A fotografia herdada e a prática com eventos automotivos funcionaram como pontos de virada. Seus primeiros trabalhos com carros e produção de eventos deram pra ele experiência prática e profissional na área, vídeo e logística, a sacada de que dava pra movimentar projetos na cidade mesmo com todas as dificuldades . Essas vivências levaram a afinidade pela manualidade pra uma prática artística interdisciplinar, onde imagem, objeto e performance passaram a ocupar o mesmo espaço de criação.

Marcelo acumulou diversas experiências desde fotografia de eventos, produção audiovisual, pequenos trabalhos de direção de arte, que serviram como escola prática. Aprendeu a negociar, produzir sob pressão e contar histórias com poucos recursos. As primeiras conexões com o público vieram tanto de trabalhos comerciais quanto de projetos autorais: clipes, fotos e intervenções em que ele priorizava narrativa sobre técnica, mostrando que a ideia valia mais que o equipamento.
A projeção nacional se consolidou mais tarde, com capas e colaborações de alto impacto, destaque para capa de O Menino que Queria Ser Deus (2018), assinada para o Djonga.

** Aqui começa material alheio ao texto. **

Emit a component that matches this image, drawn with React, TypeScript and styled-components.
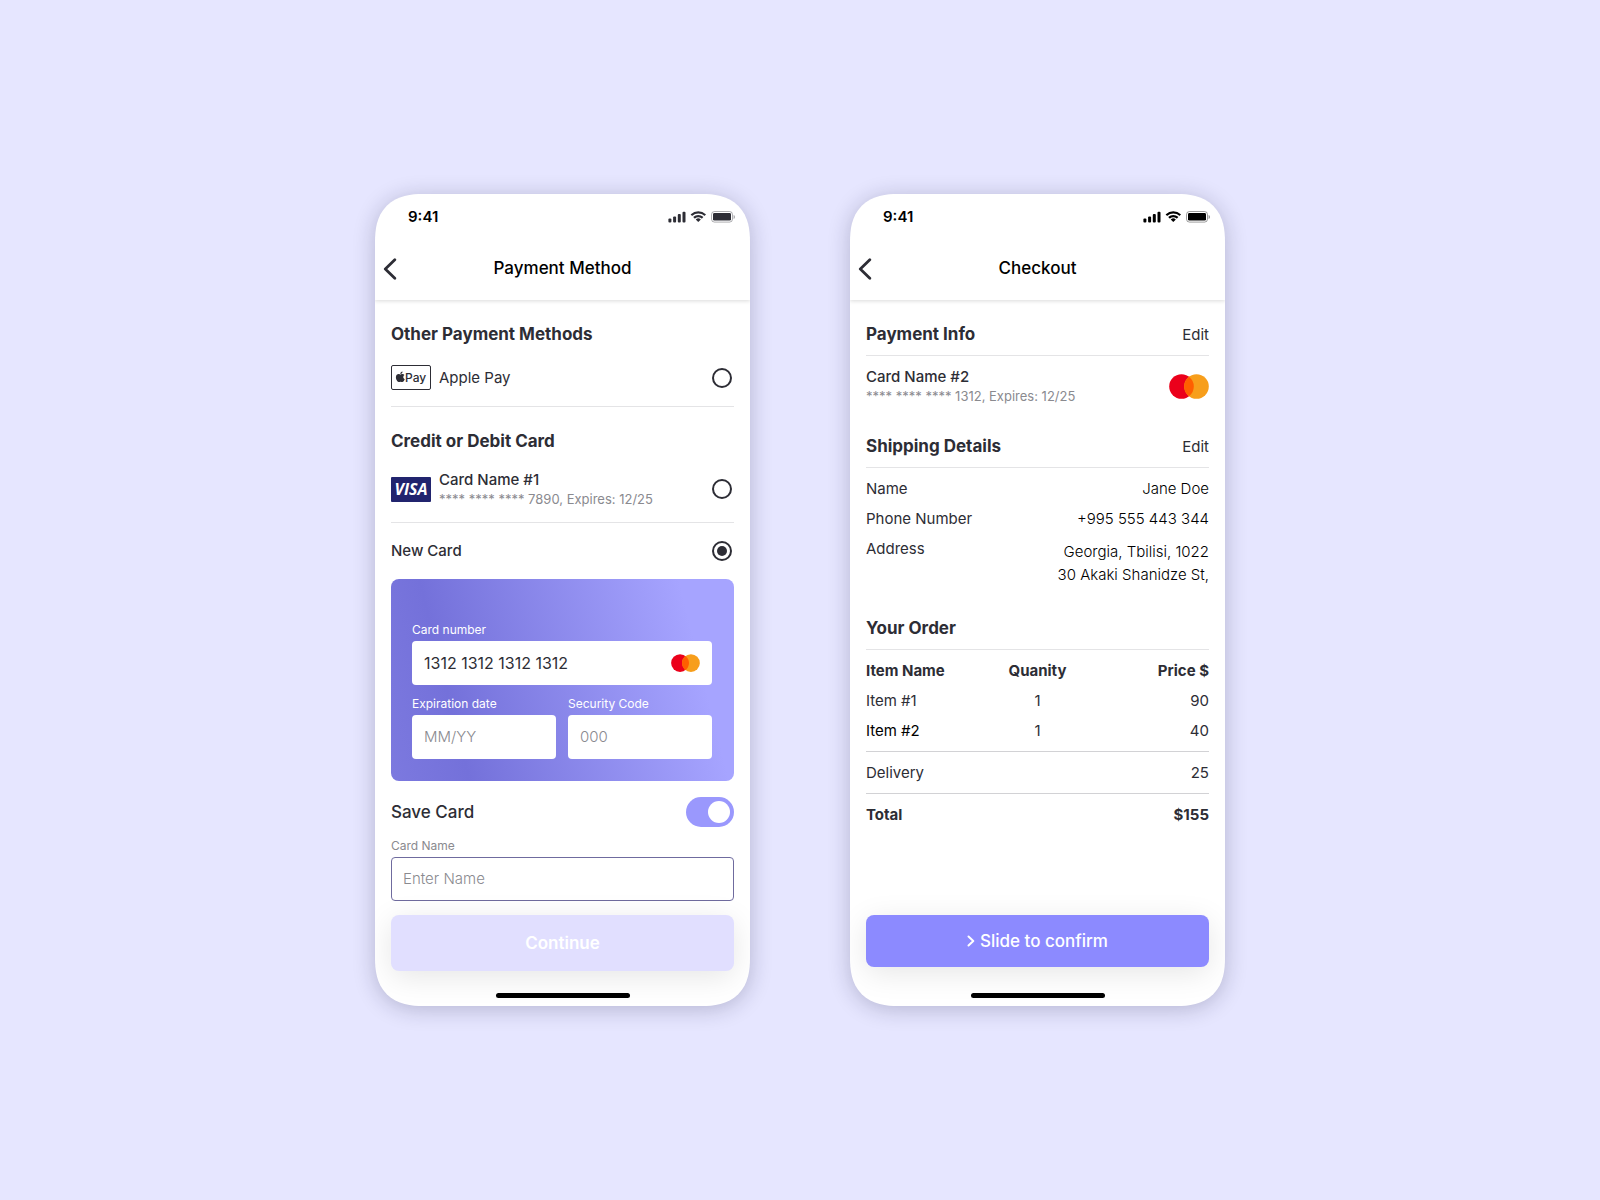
import React from "react";
import styled, { createGlobalStyle, css } from "styled-components";

const ink = "#2d2d35";
const muted = "#8a8a8f";
const accent = "#8c8aff";

const GlobalStyle = createGlobalStyle`
  *, *::before, *::after { box-sizing: border-box; }
  body {
    margin: 0;
    background: #e6e6ff;
    color: ${ink};
    font-family: Inter, Roboto, "Liberation Sans", sans-serif;
    font-size: 15px;
    -webkit-font-smoothing: antialiased;
  }
  button, input { font: inherit; color: inherit; }
`;

const Stage = styled.div`
  min-height: 100vh;
  padding: 40px 16px;
  display: flex;
  flex-wrap: wrap;
  align-items: center;
  align-content: center;
  justify-content: center;
  gap: 40px 100px;
`;

const Phone = styled.section`
  flex: 0 1 375px;
  min-height: 812px;
  display: flex;
  flex-direction: column;
  overflow: hidden;
  background: #fff;
  border-radius: 42px;
  box-shadow: 0 3px 22px rgba(20, 20, 60, 0.24);
  @supports (corner-shape: superellipse(1.3)) {
    border-radius: 48px;
    corner-shape: superellipse(1.3);
  }
`;

const StatusBar = styled.div<{ $color: string }>`
  height: 44px;
  padding: 2px 15px 0 33px;
  display: flex;
  align-items: center;
  justify-content: space-between;
  color: ${(p) => p.$color};
`;

const Clock = styled.time`
  color: #000;
  font-size: 15px;
  font-weight: 600;
  line-height: 20px;
`;

const NavBar = styled.header`
  height: 62px;
  padding: 0 8px;
  display: grid;
  grid-template-columns: 32px 1fr 32px;
  align-items: center;
  box-shadow: 0 1px 4px rgba(0, 0, 0, 0.15);
  clip-path: inset(0 0 -8px 0);
`;

const BackButton = styled.button`
  height: 32px;
  padding: 0;
  border: 0;
  background: none;
  display: flex;
  align-items: center;
  cursor: pointer;
`;

const ScreenTitle = styled.h1`
  margin: 0;
  padding-bottom: 2px;
  color: #000;
  font-size: 17px;
  font-weight: 500;
  line-height: 24px;
  text-align: center;
`;

const Content = styled.div`
  padding: 22px 16px 14px;
  display: flex;
  flex-direction: column;
`;

const Section = styled.section<{ $space?: number }>`
  margin-top: ${(p) => p.$space ?? 0}px;
`;

const SectionTitle = styled.h2`
  margin: 0;
  font-size: 17px;
  font-weight: 700;
  line-height: 24px;
`;

const SectionHead = styled.div`
  padding-bottom: 9px;
  display: flex;
  align-items: baseline;
  justify-content: space-between;
  border-bottom: 1px solid #e4e4e6;
`;

const EditLink = styled.a`
  color: ${ink};
  line-height: 20px;
  text-decoration: none;
`;

const Option = styled.label<{ $top: number; $bottom: number; $line?: boolean }>`
  padding: ${(p) => p.$top}px 2px ${(p) => p.$bottom}px 0;
  display: flex;
  align-items: center;
  gap: 8px;
  cursor: pointer;
  ${(p) => p.$line && css`border-bottom: 1px solid #e4e4e6;`}
`;

const OptionText = styled.span`
  flex: 1;
  display: flex;
  flex-direction: column;
`;

const OptionName = styled.span<{ $strong?: boolean }>`
  font-size: 15px;
  font-weight: ${(p) => (p.$strong ? 500 : 400)};
  line-height: 20px;
`;

const OptionHint = styled.span`
  color: ${muted};
  font-size: 13px;
  line-height: 18px;
`;

const Radio = styled.input`
  appearance: none;
  flex: none;
  width: 20px;
  height: 20px;
  margin: 0;
  display: grid;
  place-items: center;
  border: 2px solid ${ink};
  border-radius: 50%;
  cursor: pointer;
  &:checked::before {
    content: "";
    width: 10px;
    height: 10px;
    border-radius: 50%;
    background: ${ink};
  }
`;

const CardPanel = styled.div`
  padding: 43px 22px 22px 21px;
  display: flex;
  flex-direction: column;
  gap: 11px;
  border-radius: 8px;
  background: linear-gradient(76deg, #7c79df 0%, #7471da 20%, #a6a4ff 86%);
`;

const FieldPair = styled.div`
  display: grid;
  grid-template-columns: repeat(2, minmax(0, 1fr));
  gap: 12px;
`;

const Field = styled.label<{ $color: string }>`
  display: flex;
  flex-direction: column;
  gap: 3px;
  color: ${(p) => p.$color};
  font-size: 12px;
  line-height: 16px;
`;

const InputBox = styled.span<{ $outlined?: boolean }>`
  height: 44px;
  padding: 0 12px;
  display: flex;
  align-items: center;
  border-radius: 4px;
  background: #fff;
  ${(p) => p.$outlined && css`
    padding: 0 11px;
    border: 1px solid #6f6b9e;
  `}
`;

const Input = styled.input<{ $large?: boolean }>`
  flex: 1;
  min-width: 0;
  padding: 0;
  border: 0;
  outline: 0;
  background: none;
  color: ${ink};
  font-size: ${(p) => (p.$large ? 16 : 15)}px;
  line-height: 20px;
  &::placeholder { color: ${muted}; font-weight: 300; opacity: 1; }
`;

const SwitchRow = styled.label`
  margin: 16px 0 11px;
  display: flex;
  align-items: center;
  justify-content: space-between;
  font-size: 17px;
  font-weight: 500;
  line-height: 24px;
  cursor: pointer;
`;

const Switch = styled.input`
  appearance: none;
  width: 48px;
  height: 30px;
  margin: 0;
  padding: 4px;
  display: flex;
  border-radius: 15px;
  background: #d5d5de;
  cursor: pointer;
  &::before {
    content: "";
    width: 22px;
    height: 22px;
    border-radius: 50%;
    background: #fff;
  }
  &:checked {
    justify-content: flex-end;
    background: #9a98fd;
  }
`;

const CardSummary = styled.div`
  padding-top: 11px;
  display: flex;
  align-items: center;
`;

const Details = styled.dl`
  margin: 0;
  padding-top: 6px;
`;

const DetailRow = styled.div`
  display: flex;
  justify-content: space-between;
  line-height: 30px;
`;

const Term = styled.dt``;

const Value = styled.dd<{ $block?: boolean }>`
  margin: 0;
  color: #000;
  font-weight: 300;
  text-align: right;
  ${(p) => p.$block && css`
    padding-top: 6px;
    line-height: 23px;
  `}
`;

const OrderTable = styled.table`
  width: 100%;
  table-layout: fixed;
  border-spacing: 0;
  line-height: 30px;
  text-align: center;
  th, td { padding: 0; }
  th { font-weight: 700; }
  th:first-child, td:first-child { text-align: left; }
  th:last-child, td:last-child { text-align: right; }
  thead th { padding-top: 6px; }
  tbody tr:last-child td { padding-bottom: 5px; }
  tfoot th, tfoot td {
    padding: 6px 0 5px;
    border-top: 1px solid #d2d2d5;
  }
`;

const ItemName = styled.td<{ $dark?: boolean }>`
  color: ${(p) => (p.$dark ? "#000" : "inherit")};
`;

const Plain = styled.th`
  && { font-weight: 400; }
`;

const Footer = styled.footer`
  min-height: 91px;
  margin-top: auto;
  padding: 0 16px 8px;
  display: flex;
  flex-direction: column;
  align-items: center;
  justify-content: space-between;
`;

const ActionButton = styled.button<{ $tall?: boolean }>`
  width: 100%;
  height: ${(p) => (p.$tall ? 56 : 52)}px;
  border: 0;
  border-radius: 8px;
  display: flex;
  align-items: center;
  justify-content: center;
  gap: 5px;
  background: ${accent};
  box-shadow: 0 6px 30px rgba(0, 0, 0, 0.1);
  color: #fff;
  font-size: 17px;
  font-weight: 500;
  cursor: pointer;
  &:disabled {
    background: #e1dfff;
    font-weight: 600;
    cursor: default;
  }
`;

const HomeIndicator = styled.div`
  width: 134px;
  height: 5px;
  border-radius: 3px;
  background: #000;
`;

function StatusIcons() {
  return (
    <svg width="68" height="14" viewBox="0 0 68 14" fill="currentColor" aria-hidden="true">
      <rect x="1.4" y="8.4" width="3" height="4" rx="1" />
      <rect x="6.1" y="6.4" width="3" height="6" rx="1" />
      <rect x="10.8" y="4" width="3" height="8.4" rx="1" />
      <rect x="15.5" y="1.7" width="3" height="10.7" rx="1" />
      <path d="M31.300 3.500c2.200 0 4.300.85 5.900 2.350.12.12.31.12.43 0l1.150-1.160a.32.32 0 0 0 0-.46 10.800 10.800 0 0 0-14.960 0 .32.32 0 0 0 0 .46l1.150 1.160c.12.12.31.12.43 0A8.600 8.600 0 0 1 31.300 3.500Z" />
      <path d="M31.300 7.250c1.200 0 2.370.45 3.270 1.260.12.12.31.11.43 0l1.150-1.170a.33.33 0 0 0 0-.47 7.040 7.040 0 0 0-9.700 0 .33.33 0 0 0 0 .47l1.150 1.170c.12.11.31.12.43 0A4.900 4.900 0 0 1 31.300 7.250Z" />
      <path d="M33.600 9.800a.33.33 0 0 0 0-.48 3.500 3.500 0 0 0-4.600 0 .33.33 0 0 0 0 .48l2 2.020c.16.16.42.16.58 0l2.020-2.020Z" />
      <rect x="44.5" y="1.5" width="21" height="10.6" rx="3" fill="none" stroke="currentColor" strokeOpacity="0.38" />
      <rect x="46" y="3" width="18" height="7.6" rx="1.4" />
      <path d="M66.6 5v4c.8-.34 1.300-1.130 1.300-2s-.5-1.660-1.300-2Z" opacity="0.45" />
    </svg>
  );
}

function BackIcon() {
  return (
    <svg width="14" height="22" viewBox="0 0 14 22" fill="none" stroke="currentColor" strokeWidth="2.8" strokeLinecap="round" strokeLinejoin="round" aria-hidden="true">
      <path d="M11.800 1.700 2.300 11l9.500 9.300" />
    </svg>
  );
}

const LogoText = styled.text`
  font-family: Inter, "Liberation Sans", sans-serif;
  font-size: 12px;
  font-weight: 500;
`;

const VisaText = styled.text`
  font-family: "Open Sans", "Noto Sans", sans-serif;
  font-size: 16px;
  font-style: italic;
  font-weight: 700;
`;

function ApplePayLogo() {
  return (
    <svg width="40" height="25" viewBox="0 0 40 25" fill={ink} aria-hidden="true">
      <rect x="0.5" y="0.5" width="39" height="24" rx="1.5" fill="#fff" stroke={ink} />
      <g transform="translate(4.800 5.800) scale(0.0235)">
        <path d="M318.7 268.7c-.2-36.7 16.4-64.4 50-84.800-18.800-26.900-47.200-41.700-84.700-44.600-35.500-2.800-74.300 20.700-88.500 20.700-15 0-49.400-19.700-76.400-19.700C63.300 141.200 4 184.800 4 273.500q0 39.300 14.400 81.200c12.800 36.700 59 126.700 107.200 125.200 25.200-.6 43-17.900 75.800-17.900 31.800 0 48.300 17.900 76.400 17.900 48.600-.7 90.400-82.500 102.600-119.300-65.200-30.700-61.700-90-61.700-91.900zm-56.600-164.200c27.300-32.400 24.800-61.900 24-72.500-24.100 1.400-52 16.400-67.900 34.900-17.500 19.800-27.800 44.300-25.600 71.900 26.100 2 49.900-11.400 69.500-34.300z" />
      </g>
      <LogoText x="14" y="16.500">Pay</LogoText>
    </svg>
  );
}

function VisaLogo() {
  return (
    <svg width="40" height="25" viewBox="0 0 40 25" aria-hidden="true">
      <rect width="40" height="25" rx="1" fill="#21246e" />
      <VisaText x="20" y="18" fill="#fff" textAnchor="middle">VISA</VisaText>
    </svg>
  );
}

function MastercardLogo({ width }: { width: number }) {
  return (
    <svg width={width} height={(width * 25) / 40} viewBox="0 0 40 25" role="img" aria-label="Mastercard">
      <circle cx="12.500" cy="12.500" r="12.300" fill="#eb001b" />
      <circle cx="27.500" cy="12.500" r="12.300" fill="#f79e1b" />
      <path d="M20 2.750a12.300 12.300 0 0 1 0 19.500a12.300 12.300 0 0 1 0-19.500Z" fill="#ff5f00" />
    </svg>
  );
}

function ChevronIcon() {
  return (
    <svg width="8" height="12" viewBox="0 0 8 12" fill="none" stroke="currentColor" strokeWidth="2" strokeLinecap="round" strokeLinejoin="round" aria-hidden="true">
      <path d="M1.500 1.500 6.300 6l-4.800 4.500" />
    </svg>
  );
}

function ScreenHeader({ title, iconColor }: { title: string; iconColor: string }) {
  return (
    <>
      <StatusBar $color={iconColor}>
        <Clock>9:41</Clock>
        <StatusIcons />
      </StatusBar>
      <NavBar>
        <BackButton type="button" aria-label="Back">
          <BackIcon />
        </BackButton>
        <ScreenTitle>{title}</ScreenTitle>
      </NavBar>
    </>
  );
}

function PaymentMethodScreen() {
  return (
    <Phone>
      <ScreenHeader title="Payment Method" iconColor={ink} />
      <Content>
        <Section>
          <SectionTitle>Other Payment Methods</SectionTitle>
          <Option $top={19} $bottom={16} $line>
            <ApplePayLogo />
            <OptionText>
              <OptionName>Apple Pay</OptionName>
            </OptionText>
            <Radio type="radio" name="method" value="apple" />
          </Option>
        </Section>
        <Section $space={22}>
          <SectionTitle>Credit or Debit Card</SectionTitle>
          <Option $top={17} $bottom={14} $line>
            <VisaLogo />
            <OptionText>
              <OptionName $strong>Card Name #1</OptionName>
              <OptionHint>**** **** **** 7890, Expires: 12/25</OptionHint>
            </OptionText>
            <Radio type="radio" name="method" value="visa" />
          </Option>
          <Option $top={18} $bottom={18}>
            <OptionText>
              <OptionName $strong>New Card</OptionName>
            </OptionText>
            <Radio type="radio" name="method" value="new" defaultChecked />
          </Option>
          <CardPanel>
            <Field $color="#fff">
              Card number
              <InputBox>
                <Input $large defaultValue="1312 1312 1312 1312" inputMode="numeric" />
                <MastercardLogo width={29} />
              </InputBox>
            </Field>
            <FieldPair>
              <Field $color="#fff">
                Expiration date
                <InputBox>
                  <Input placeholder="MM/YY" />
                </InputBox>
              </Field>
              <Field $color="#fff">
                Security Code
                <InputBox>
                  <Input placeholder="000" inputMode="numeric" />
                </InputBox>
              </Field>
            </FieldPair>
          </CardPanel>
        </Section>
        <SwitchRow>
          Save Card
          <Switch type="checkbox" role="switch" defaultChecked />
        </SwitchRow>
        <Field $color={muted}>
          Card Name
          <InputBox $outlined>
            <Input placeholder="Enter Name" />
          </InputBox>
        </Field>
      </Content>
      <Footer>
        <ActionButton type="button" $tall disabled>
          Continue
        </ActionButton>
        <HomeIndicator />
      </Footer>
    </Phone>
  );
}

const items = [
  { name: "Item #1", quantity: 1, price: 90 },
  { name: "Item #2", quantity: 1, price: 40, dark: true },
];

function CheckoutScreen() {
  return (
    <Phone>
      <ScreenHeader title="Checkout" iconColor="#000" />
      <Content>
        <Section>
          <SectionHead>
            <SectionTitle>Payment Info</SectionTitle>
            <EditLink href="#payment">Edit</EditLink>
          </SectionHead>
          <CardSummary>
            <OptionText>
              <OptionName $strong>Card Name #2</OptionName>
              <OptionHint>**** **** **** 1312, Expires: 12/25</OptionHint>
            </OptionText>
            <MastercardLogo width={40} />
          </CardSummary>
        </Section>
        <Section $space={29}>
          <SectionHead>
            <SectionTitle>Shipping Details</SectionTitle>
            <EditLink href="#shipping">Edit</EditLink>
          </SectionHead>
          <Details>
            <DetailRow>
              <Term>Name</Term>
              <Value>Jane Doe</Value>
            </DetailRow>
            <DetailRow>
              <Term>Phone Number</Term>
              <Value>+995 555 443 344</Value>
            </DetailRow>
            <DetailRow>
              <Term>Address</Term>
              <Value $block>
                Georgia, Tbilisi, 1022
                <br />
                30 Akaki Shanidze St,
              </Value>
            </DetailRow>
          </Details>
        </Section>
        <Section $space={30}>
          <SectionHead>
            <SectionTitle>Your Order</SectionTitle>
          </SectionHead>
          <OrderTable>
            <thead>
              <tr>
                <th scope="col">Item Name</th>
                <th scope="col">Quanity</th>
                <th scope="col">Price $</th>
              </tr>
            </thead>
            <tbody>
              {items.map((item) => (
                <tr key={item.name}>
                  <ItemName $dark={item.dark}>{item.name}</ItemName>
                  <td>{item.quantity}</td>
                  <td>{item.price}</td>
                </tr>
              ))}
            </tbody>
            <tfoot>
              <tr>
                <Plain scope="row" colSpan={2}>Delivery</Plain>
                <td>25</td>
              </tr>
              <tr>
                <th scope="row" colSpan={2}>Total</th>
                <th>$155</th>
              </tr>
            </tfoot>
          </OrderTable>
        </Section>
      </Content>
      <Footer>
        <ActionButton type="button">
          <ChevronIcon />
          Slide to confirm
        </ActionButton>
        <HomeIndicator />
      </Footer>
    </Phone>
  );
}

export default function App() {
  return (
    <>
      <GlobalStyle />
      <Stage>
        <PaymentMethodScreen />
        <CheckoutScreen />
      </Stage>
    </>
  );
}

Capa do álbum “O Menino que Queria Ser Deus (2018)” produzida por 1993agosto.
A partir daí vieram convites maiores, desde clipes pro JXNV$ e Derek, editoriais e ensaios com nomes do mainstream como Anitta e DKVPZ, e parceria com o estilista Podrederico. Esses trabalhos abriram portas, ampliaram seu alcance e colocaram sua estética em diálogo tanto com o cenário underground quanto com a indústria mainstream.
Seu trabalho era versátil, transitou entre fotografia, cinema, direção de arte, moda, performance e música. Assinou também como produtor musical e cantor sob o pseudônimo DJ Orochimaru da Putaria e expandiu para as artes plásticas com o projeto de esculturas "Suicide Show Bob", bonecos de resina sem rosto, pensados como provocação sobre saúde mental, com parte do lucro destinado a doação Centro de Valorização à Vida (CVV).


"Suicide Show Bob".
Em suas produções audiovisuais, incorporou referências de animes como as legendas em japonês tornando pare do seus elementos visuais, e influências musicais que vão desde Michael Jackson a James Brown e Tony Tornado. A mistura entre referências pop, estética do "real" e pesquisa visual consolidou uma identidade única que ele tinha.
O estilo do 1993agosto seguia uma ideia simples: menos é mais. Ele dava importância para contar histórias e trabalhar com ética. Não aceitava tratamento superficial e escolhia projetos que faziam sentido esteticamente. Seu trabalho sempre misturou o tradicional (memória das ruas, cultura popular) com o novo (experimentações, misturas de estilos), criando uma marca própria que valorizava o autêntico em vez do falso.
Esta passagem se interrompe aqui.